Between 1773 and 1776 there were only three Reformed Presbyterian ministers in Ireland, and despite the ordination of two new ministers in 1776, the Irish Reformed presbytery had collapsed by 1779. Official administration of the church was transferred to the Reformed Presbytery in Scotland in 1780; an Irish standing committee, of which Staveley was head, was appointed to take care of matters of local interest. The Irish presbytery was not reorganised until 1792, and in the intervening period the church looked to Staveley for leadership. The shortage of ministers meant that Staveley's parish extended from Co. Down to Counties Armagh, Monaghan, and Cavan. By the close of the eighteenth century he had helped to establish five congregations in the area: Drumillar and Rathfriland, Co. Down, Ballylane, Co. Armagh, and Fairview and Creevagh, Co. Monaghan. These efforts have afforded him the title of ‘the great Irish apostle’ of the Reformed Presbyterian church (Seaton Reid (1853), iii, 405).
His sermons had a strong evangelical appeal and several exist in manuscript form. His published sermons include Truth restored, or the new mode of swearing religious oaths by touching and kissing the book examined (Newry, 1775), a controversial first attempt at publication in which he argued that oaths should be sworn simply by an uplifted hand – 100 years before this became law. The political content of both his sermons and his actions also proved an inducement for some to join his church. He led the campaign to expose the inconsistency of seceders accepting the regium donum after 1783. In December 1792 the Irish Reformed presbytery was reconstituted and declared its principled refusal to recognise the legitimacy of the non-covenanted secular government of the day. In the same month (20 December 1792), as captain and secretary of his congregation's Volunteer corps, the Drumbracken Volunteers, he appeared at Drumbo as reviewing general. He had previously signed a resolution in favour of the citizen's right to bear arms (25 July 1792). In 1795 he published War proclaimed and victory ensured, or the Lamb's conquests illustrated (Belfast, 1795), a prophetic pamphlet in which he argued that the French revolution was God's instrument for toppling the monarchies of Europe. In 1794, under the auspices of the Northern Star, to which he had contributed on several occasions, he added a preface to the reprint of three millenarian tracts which predicted the end of monarchical government in Great Britain and Ireland. A year later he published Appeal to light; or, The tenets of deists examined and disapproved (Belfast, 1796), in which he commented on Thomas Paine's Age of reason (1794).
Alarmed at the church's growing politicisation, the Irish presbytery sent Staveley to consult with the Scottish presbytery for advice on their relations with the United Irish movement, and after his return issued a statement in the Northern Star (10 October 1796) disassociating themselves from anything that might endanger law and order.
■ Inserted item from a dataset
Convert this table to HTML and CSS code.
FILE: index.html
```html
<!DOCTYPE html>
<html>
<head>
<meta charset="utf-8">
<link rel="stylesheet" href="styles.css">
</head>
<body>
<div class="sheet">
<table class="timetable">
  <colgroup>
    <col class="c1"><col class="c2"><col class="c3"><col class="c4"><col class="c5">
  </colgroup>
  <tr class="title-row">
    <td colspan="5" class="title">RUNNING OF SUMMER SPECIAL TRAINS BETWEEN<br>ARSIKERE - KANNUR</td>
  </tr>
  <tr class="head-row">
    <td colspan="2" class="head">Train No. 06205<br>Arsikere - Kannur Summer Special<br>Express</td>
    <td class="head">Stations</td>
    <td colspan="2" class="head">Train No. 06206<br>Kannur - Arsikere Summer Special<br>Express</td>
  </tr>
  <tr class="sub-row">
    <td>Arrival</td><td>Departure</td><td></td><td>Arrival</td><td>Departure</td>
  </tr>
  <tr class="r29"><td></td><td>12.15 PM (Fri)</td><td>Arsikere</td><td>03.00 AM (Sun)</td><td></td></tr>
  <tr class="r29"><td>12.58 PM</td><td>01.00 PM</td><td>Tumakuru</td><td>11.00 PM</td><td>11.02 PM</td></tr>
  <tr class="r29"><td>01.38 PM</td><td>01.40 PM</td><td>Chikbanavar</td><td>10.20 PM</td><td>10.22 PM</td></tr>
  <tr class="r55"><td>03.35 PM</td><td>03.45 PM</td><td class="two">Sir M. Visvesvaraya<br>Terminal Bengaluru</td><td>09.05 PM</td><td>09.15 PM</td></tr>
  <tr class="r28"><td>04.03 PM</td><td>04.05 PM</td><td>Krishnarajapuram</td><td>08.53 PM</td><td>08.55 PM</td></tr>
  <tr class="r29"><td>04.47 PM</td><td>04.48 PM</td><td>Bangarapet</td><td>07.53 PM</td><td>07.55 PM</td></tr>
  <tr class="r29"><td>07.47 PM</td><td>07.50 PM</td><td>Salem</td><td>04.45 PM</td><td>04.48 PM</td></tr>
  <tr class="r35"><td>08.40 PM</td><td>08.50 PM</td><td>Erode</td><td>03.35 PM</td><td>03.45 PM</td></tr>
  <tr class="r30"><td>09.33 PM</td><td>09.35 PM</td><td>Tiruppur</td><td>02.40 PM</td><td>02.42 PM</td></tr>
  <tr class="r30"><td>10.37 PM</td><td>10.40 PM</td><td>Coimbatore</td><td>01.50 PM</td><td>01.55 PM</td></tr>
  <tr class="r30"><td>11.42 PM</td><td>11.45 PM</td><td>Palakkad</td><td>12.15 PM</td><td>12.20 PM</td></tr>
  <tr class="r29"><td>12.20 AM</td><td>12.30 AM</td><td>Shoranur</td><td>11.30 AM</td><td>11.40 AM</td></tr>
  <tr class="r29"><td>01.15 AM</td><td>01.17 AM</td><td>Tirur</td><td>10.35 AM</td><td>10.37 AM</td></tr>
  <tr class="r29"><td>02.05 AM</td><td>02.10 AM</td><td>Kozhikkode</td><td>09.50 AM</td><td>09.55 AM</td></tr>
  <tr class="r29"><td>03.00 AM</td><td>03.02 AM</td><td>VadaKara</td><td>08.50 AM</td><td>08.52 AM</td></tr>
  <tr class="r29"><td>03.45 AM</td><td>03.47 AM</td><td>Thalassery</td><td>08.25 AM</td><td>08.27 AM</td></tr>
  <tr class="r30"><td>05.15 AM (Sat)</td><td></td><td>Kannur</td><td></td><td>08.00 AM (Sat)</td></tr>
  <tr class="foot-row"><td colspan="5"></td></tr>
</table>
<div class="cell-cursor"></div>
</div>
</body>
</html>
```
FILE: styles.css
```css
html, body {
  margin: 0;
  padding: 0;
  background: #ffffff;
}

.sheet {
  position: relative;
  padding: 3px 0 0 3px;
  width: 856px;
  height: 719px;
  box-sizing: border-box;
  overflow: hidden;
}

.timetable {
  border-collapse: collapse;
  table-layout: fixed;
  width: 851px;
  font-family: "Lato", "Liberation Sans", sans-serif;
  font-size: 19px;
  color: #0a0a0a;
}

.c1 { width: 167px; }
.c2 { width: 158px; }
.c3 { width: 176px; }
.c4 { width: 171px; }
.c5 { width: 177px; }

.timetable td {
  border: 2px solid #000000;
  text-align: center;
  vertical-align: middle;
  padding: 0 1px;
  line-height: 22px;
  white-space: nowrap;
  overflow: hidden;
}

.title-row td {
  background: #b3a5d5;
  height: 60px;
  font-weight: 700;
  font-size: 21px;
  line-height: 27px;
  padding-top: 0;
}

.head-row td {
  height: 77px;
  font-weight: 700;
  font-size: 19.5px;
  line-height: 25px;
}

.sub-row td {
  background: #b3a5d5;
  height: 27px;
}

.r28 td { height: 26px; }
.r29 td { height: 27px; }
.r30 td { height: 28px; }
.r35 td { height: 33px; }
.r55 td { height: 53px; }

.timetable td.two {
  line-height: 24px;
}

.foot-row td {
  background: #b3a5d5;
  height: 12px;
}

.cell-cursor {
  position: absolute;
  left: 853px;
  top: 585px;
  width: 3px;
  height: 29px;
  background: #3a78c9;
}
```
However, because of Staveley's reputation as a radical the government tended to view all covenanters with suspicion. Castlereagh barony, of which Knockbracken formed a townland, became a hotbed of United Irish activity in the years leading up to the 1798 rebellion. On Sunday 25 June 1797 Col. Lucius Barber brought a troop of cavalry to Knockbracken, having been informed that a quantity of arms was concealed in Staveley's meeting house, and interrupted morning worship. No arms were found but Staveley was detained in gaol until granted bail (26 August 1797) after he convinced the authorities of his innocence.
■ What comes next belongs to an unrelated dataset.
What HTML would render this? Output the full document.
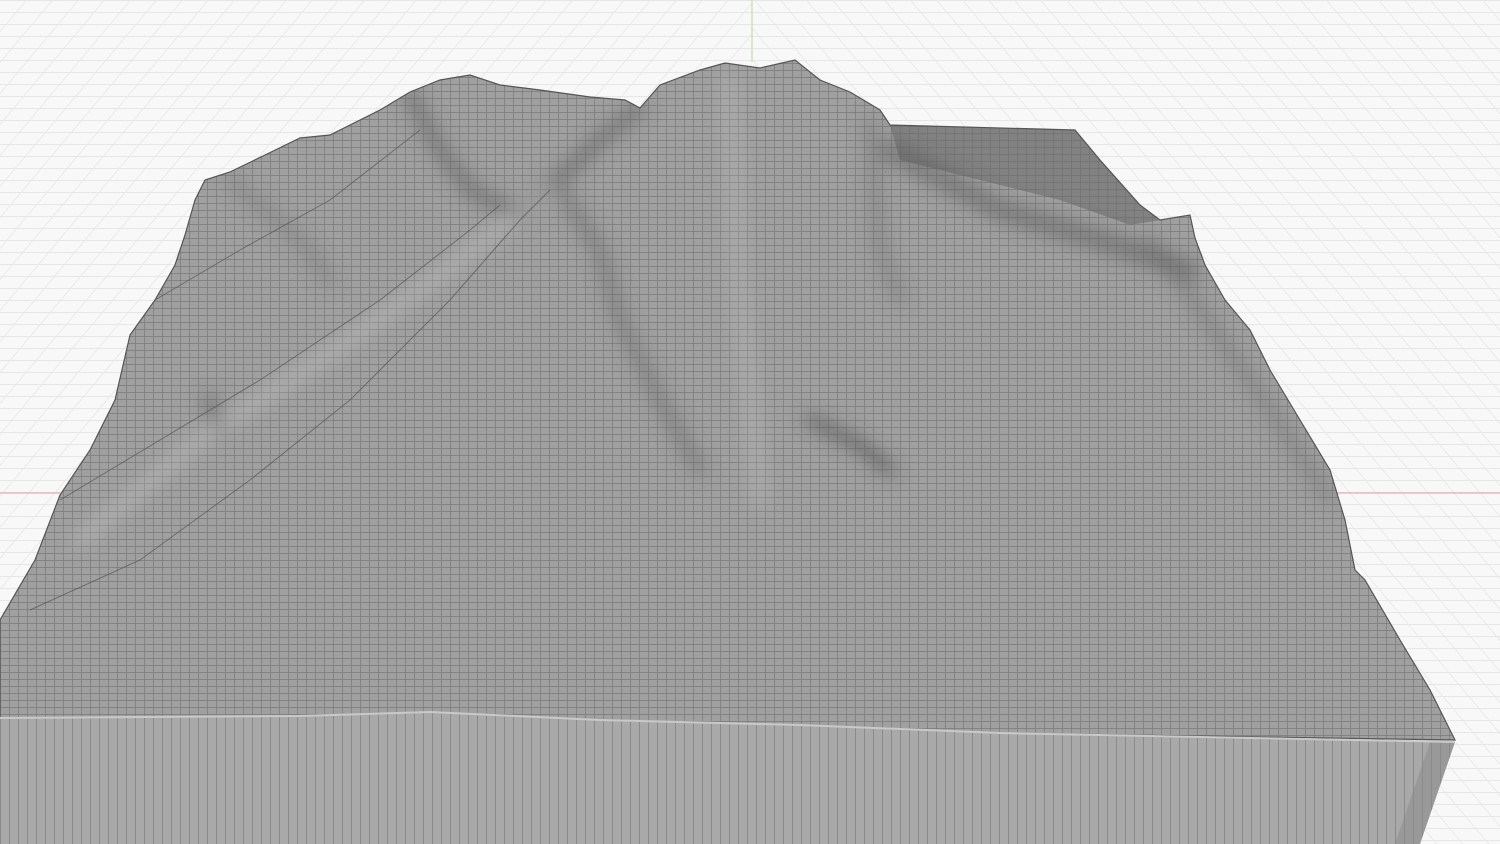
<!DOCTYPE html>
<html><head><meta charset="utf-8"><style>html,body{margin:0;padding:0;background:#f8f8f8;overflow:hidden}svg{display:block}</style></head><body>
<svg width="1500" height="844" viewBox="0 0 1500 844" xmlns="http://www.w3.org/2000/svg">
<defs>
<pattern id="bgR" width="26" height="12" patternUnits="userSpaceOnUse" patternTransform="skewX(40)"><path d="M0 .5H26M.5 0V12" stroke="#e6e6e6" stroke-width="1"/></pattern>
<pattern id="bgL" width="26" height="12" patternUnits="userSpaceOnUse" patternTransform="skewX(-40)"><path d="M0 .5H26M.5 0V12" stroke="#e6e6e6" stroke-width="1"/></pattern>
<pattern id="g" width="9" height="7" patternUnits="userSpaceOnUse"><rect width="9" height="7" fill="#a0a0a0"/><path d="M0 .5H9M.5 0V7" stroke="#7a7a7a" stroke-width="0.7"/></pattern>
<pattern id="v" width="9" height="10" patternUnits="userSpaceOnUse"><rect width="9" height="10" fill="#a9a9a9"/><path d="M.5 0V10" stroke="#878787" stroke-width="0.9"/></pattern>
<filter id="b"><feGaussianBlur stdDeviation="9"/></filter>
<clipPath id="tc"><path id="top" d="M0 722L0 620L35 560L60 495L90 450L115 400L130 335L155 300L175 265L185 235L195 200L205 180L230 172L265 155L300 138L330 135L380 110L410 92L440 80L470 75L500 85L540 90L590 97L625 100L640 108L660 85L700 70L725 63L760 68L795 60L820 80L850 92L880 110L890 125L1075 130L1100 160L1140 205L1160 220L1190 215L1195 238L1205 265L1225 300L1250 330L1270 370L1300 420L1330 470L1345 520L1355 570L1365 580L1400 640L1430 690L1455 740L1000 733L800 725L600 720L430 712L300 716Z"/></clipPath>
</defs>
<rect x="0" y="0" width="752" height="844" fill="url(#bgL)"/>
<rect x="752" y="0" width="748" height="844" fill="url(#bgR)"/>
<line x1="752" y1="0" x2="752" y2="62" stroke="#b8d89a" stroke-width="1"/>
<line x1="0" y1="493" x2="60" y2="493" stroke="#e2a0a8" stroke-width="1"/>
<line x1="1335" y1="493" x2="1500" y2="493" stroke="#e2a0a8" stroke-width="1"/>
<use href="#top" fill="url(#g)"/>
<g clip-path="url(#tc)">
<path d="M890 125L1075 130L1100 160L1140 205L1160 220L1130 225L1060 200L980 180L900 160Z" fill="#6a6a6a" opacity=".55"/>
</g>
<g clip-path="url(#tc)" filter="url(#b)" fill="none" stroke-linecap="round">
<path d="M410 95L440 150L470 190L520 215L600 140L640 108" stroke="#5a5a5a" stroke-width="14" opacity=".55"/>
<path d="M560 190L600 250L620 320L660 400L700 470" stroke="#5c5c5c" stroke-width="12" opacity=".5"/>
<path d="M890 150L1000 210L1100 240L1190 270" stroke="#555" stroke-width="22" opacity=".45"/>
<path d="M810 420L860 445L890 470" stroke="#444" stroke-width="12" opacity=".6"/>
<path d="M230 180L300 240L330 280" stroke="#5f5f5f" stroke-width="10" opacity=".4"/>
<path d="M210 400L220 430" stroke="#505050" stroke-width="14" opacity=".5"/>
<path d="M550 190L460 260L350 340L200 440L80 540" stroke="#c4c4c4" stroke-width="12" opacity=".5"/>
<path d="M730 80L740 300L760 500" stroke="#c2c2c2" stroke-width="16" opacity=".35"/>
<path d="M870 120L880 250L900 300" stroke="#5a5a5a" stroke-width="10" opacity=".4"/>
<path d="M1150 240L1250 380L1330 500" stroke="#606060" stroke-width="14" opacity=".35"/>
</g>
<g clip-path="url(#tc)" fill="none" stroke="#555" stroke-width="1" opacity=".7">
<path d="M155 300L240 250L330 200L420 130"/>
<path d="M60 500L160 440L260 380L380 300L470 230L500 205"/>
<path d="M30 610L140 560L250 480L350 400L450 300L520 220L550 190"/>
</g>
<use href="#top" fill="none" stroke="#555" stroke-width="1.2"/>
<path d="M0 718L300 716L430 712L600 720L800 725L1000 733L1455 742L1420 844L0 844Z" fill="url(#v)"/>
<path d="M1430 742L1455 742L1420 844L1395 844Z" fill="#8a8a8a" opacity=".5"/>
<path d="M0 718L300 716L430 712L600 720L800 725L1000 733L1455 742" fill="none" stroke="#c9c9c9" stroke-width="2"/>
</svg>
</body></html>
His actions after his release suggested continued sympathy for the United Irish cause. On 17 October 1797 he accompanied William Orr (qv) on his walk to the scaffold at Carrickfergus, and also walked with Daniel English, a covenanter charged with United Irish activities, from Ballymena to Connor, when he encouraged the crowds lined along the route to sing psalms to comfort the condemned man. Soldiers of the Monaghan militia, returning from the battle of Ballynahinch (13 June 1798), ransacked his house and arrested him without warrant. He was held in a prison ship in Belfast Lough, on the charge of preaching seditious doctrines. When asked to sign a proclamation offering exile in exchange for information, he refused. He stated he had never taken a United Irish oath or cooperated with Roman catholics, and would not join republicans because of their deistical beliefs. The authorities could prove nothing against him and after four months detention he was released in the autumn of 1798. However, Stavely was clearly involved with the United Irishmen: when commissioners from the Scottish presbytery interviewed him in 1802, they discovered that he had not only taken the United Irish oath but had initiated others, and as part of a baronial committee had helped plan an arms raid. Faced with this evidence, Staveley accepted the censure of presbytery.
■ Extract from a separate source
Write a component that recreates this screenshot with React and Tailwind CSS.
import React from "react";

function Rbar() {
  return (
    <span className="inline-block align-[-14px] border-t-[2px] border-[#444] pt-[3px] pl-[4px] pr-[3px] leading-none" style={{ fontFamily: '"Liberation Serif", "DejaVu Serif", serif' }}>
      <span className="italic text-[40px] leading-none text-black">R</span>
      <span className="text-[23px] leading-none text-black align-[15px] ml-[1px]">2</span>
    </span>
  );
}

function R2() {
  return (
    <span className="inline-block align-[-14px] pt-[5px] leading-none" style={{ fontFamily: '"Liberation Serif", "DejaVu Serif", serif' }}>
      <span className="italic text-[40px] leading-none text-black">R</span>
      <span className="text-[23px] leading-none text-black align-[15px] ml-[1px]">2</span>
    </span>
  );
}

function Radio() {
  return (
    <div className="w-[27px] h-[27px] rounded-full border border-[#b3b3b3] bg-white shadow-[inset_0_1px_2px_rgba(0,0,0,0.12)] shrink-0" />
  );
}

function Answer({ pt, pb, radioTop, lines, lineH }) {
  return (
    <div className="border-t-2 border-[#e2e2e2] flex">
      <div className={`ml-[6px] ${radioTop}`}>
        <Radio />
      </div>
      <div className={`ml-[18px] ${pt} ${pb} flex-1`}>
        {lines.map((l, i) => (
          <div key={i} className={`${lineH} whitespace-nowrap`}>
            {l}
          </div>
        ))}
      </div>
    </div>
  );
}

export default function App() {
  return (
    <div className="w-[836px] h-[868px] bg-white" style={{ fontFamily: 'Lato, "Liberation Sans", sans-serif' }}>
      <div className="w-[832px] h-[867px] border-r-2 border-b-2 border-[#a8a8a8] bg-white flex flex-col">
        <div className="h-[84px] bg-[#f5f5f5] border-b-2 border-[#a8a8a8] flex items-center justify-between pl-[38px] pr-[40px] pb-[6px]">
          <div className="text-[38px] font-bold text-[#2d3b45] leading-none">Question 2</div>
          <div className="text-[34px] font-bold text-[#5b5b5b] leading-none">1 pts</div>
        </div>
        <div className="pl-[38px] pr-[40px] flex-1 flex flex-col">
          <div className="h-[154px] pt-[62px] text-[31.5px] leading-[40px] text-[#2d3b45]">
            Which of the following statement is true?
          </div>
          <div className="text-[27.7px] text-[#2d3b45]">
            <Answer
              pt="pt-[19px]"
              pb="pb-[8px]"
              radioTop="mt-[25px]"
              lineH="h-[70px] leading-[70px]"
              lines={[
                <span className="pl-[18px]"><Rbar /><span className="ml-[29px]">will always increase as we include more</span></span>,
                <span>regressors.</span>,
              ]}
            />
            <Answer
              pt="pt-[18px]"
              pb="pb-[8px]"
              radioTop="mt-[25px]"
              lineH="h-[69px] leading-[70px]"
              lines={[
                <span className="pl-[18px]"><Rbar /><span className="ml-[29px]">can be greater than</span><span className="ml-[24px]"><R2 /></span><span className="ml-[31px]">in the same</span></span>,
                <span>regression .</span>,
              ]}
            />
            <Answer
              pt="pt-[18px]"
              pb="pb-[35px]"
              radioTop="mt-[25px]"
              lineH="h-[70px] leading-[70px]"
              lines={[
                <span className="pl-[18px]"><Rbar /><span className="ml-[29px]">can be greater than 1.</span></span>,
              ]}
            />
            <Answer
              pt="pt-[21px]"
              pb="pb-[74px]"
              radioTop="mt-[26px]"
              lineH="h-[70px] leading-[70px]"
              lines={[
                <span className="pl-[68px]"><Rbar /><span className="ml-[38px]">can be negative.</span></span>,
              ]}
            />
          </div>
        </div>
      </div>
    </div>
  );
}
On his release he moved to Cullybackey, Co. Antrim, to replace William Gibson (qv), who had fled to America in 1797 under government suspicion of involvement in the United Irishmen. During Staveley's time at Cullybackey the first synod of the Reformed Presbyterian church in Ireland was constituted there on 1 May 1811 with Staveley as moderator. Eighteen churches formed the synod and he had input into the establishment of at least ten of these. Under his care the church at Cloughmills, Co. Antrim, was founded and the membership of the congregation at Cullybackey increased to such an extent that it became necessary to separate into two churches, Cullybackey and Kellswater, Co. Antrim, in 1813. Both indicated a desire for his services but he accepted the call to Kellswater.
Throughout his fifty years as a minister, it is said that Staveley never missed a Sunday service unless he was in gaol. He died 7 May 1825 at his home, Marymount, and was buried at Kellswater. His wife died at Marymount 1848. He left seven daughters and a son, William John Staveley (1780–1864), who was ordained as a Reformed Presbyterian minister for Dervock and Kilraughts, Co. Antrim, 6 September 1804, was clerk of the first synod at which his father was moderator, and was moderator of the covenanting church in Ireland five times. He married Jane Adams of Chequer Hall; they had three sons and four daughters. One son, Alexander McLeod Staveley (1816–1903), became a Reformed Presbyterian minister and served in the Canadian mission field for forty-eight years.